Java thread priorities are in the range between MIN_PRIORITY (a constant of 1) and MAX_PRIORITY (a constant of 10). By default, every thread is given priority NORM_PRIORITY (a constant of 5).

Threads with higher priority are more important to a program and should be allocated processor time before lower-priority threads. However, thread priorities cannot guarantee the order in which threads execute and very much platform dependentant.

Create Thread by Implementing Runnable Interface:

If your class is intended to be executed as a thread then you can achieve this by implementing Runnable interface. You will need to follow three basic steps:

Step 1:

As a first step you need to implement a run() method provided by Runnable interface. This method provides entry point for the thread and you will put you complete business logic inside this method. Following is simple syntax of run() method:

public void run( )

Step 2:

At second step you will instantiate a Thread object using the following constructor:

Thread(Runnable threadObj, String threadName);

Where, threadObj is an instance of a class that implements the Runnable interface and threadName is the name given to the new thread.

Step 3

Once Thread object is created, you can start it by calling start( ) method, which executes a call to run( ) method. Following is simple syntax of start() method:

void start( );

Example:

Here is an example that creates a new thread and starts it running:

class RunnableDemo implements Runnable {

   private Thread t;

   private String threadName;

  

   RunnableDemo( String name){

       threadName = name;

       System.out.println("Creating " +  threadName );

   }

   public void run() {

      System.out.println("Running " +  threadName );

      try {

         for(int i = 4; i > 0; i--) {

            System.out.println("Thread: " + threadName + ", " + i);

            // Let the thread sleep for a while.

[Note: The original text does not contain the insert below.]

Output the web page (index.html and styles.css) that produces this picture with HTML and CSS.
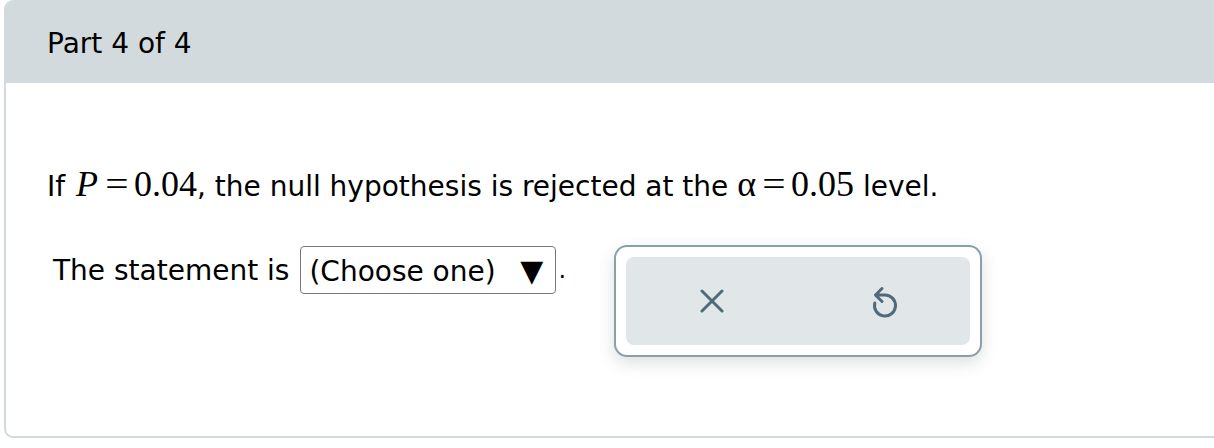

            Thread.sleep(50);

         }

     } catch (InterruptedException e) {

         System.out.println("Thread " +  threadName + " interrupted.");

     }

     System.out.println("Thread " +  threadName + " exiting.");

   }

  

   public void start ()

   {

      System.out.println("Starting " +  threadName );

      if (t == null)

      {

         t = new Thread (this, threadName);

         t.start ();

      }

   }

}

public class TestThread {

   public static void main(String args[]) {

  

      RunnableDemo R1 = new RunnableDemo( "Thread-1");

      R1.start();

     

      RunnableDemo R2 = new RunnableDemo( "Thread-2");

      R2.start();

   }  

}

This would produce the following result:

Creating Thread-1

Starting Thread-1

Creating Thread-2

Starting Thread-2

Running Thread-1

Thread: Thread-1, 4

Running Thread-2

Thread: Thread-2, 4

Thread: Thread-1, 3

Thread: Thread-2, 3

Thread: Thread-1, 2

Thread: Thread-2, 2

Thread: Thread-1, 1

Thread: Thread-2, 1

Thread Thread-1 exiting.

Thread Thread-2 exiting.

Create Thread by Extending Thread Class:

The second way to create a thread is to create a new class that extends Thread class using the following two simple steps. This approach provides more flexibility in handling multiple threads created using available methods in Thread class.

Step 1

You will need to override run( ) method available in Thread class. This method provides entry point for the thread and you will put you complete business logic inside this method. Following is simple syntax of run() method:

public void run( )

Step 2

Once Thread object is created, you can start it by calling start( ) method, which executes a call to run( ) method. Following is simple syntax of start() method:

void start( );

Example:

Here is the preceding program rewritten to extend Thread:

class ThreadDemo extends Thread {

   private Thread t;

   private String threadName;

  

   ThreadDemo( String name){

       threadName = name;

       System.out.println("Creating " +  threadName );

   }

   public void run() {

      System.out.println("Running " +  threadName );

      try {

         for(int i = 4; i > 0; i--) {

            System.out.println("Thread: " + threadName + ", " + i);

            // Let the thread sleep for a while.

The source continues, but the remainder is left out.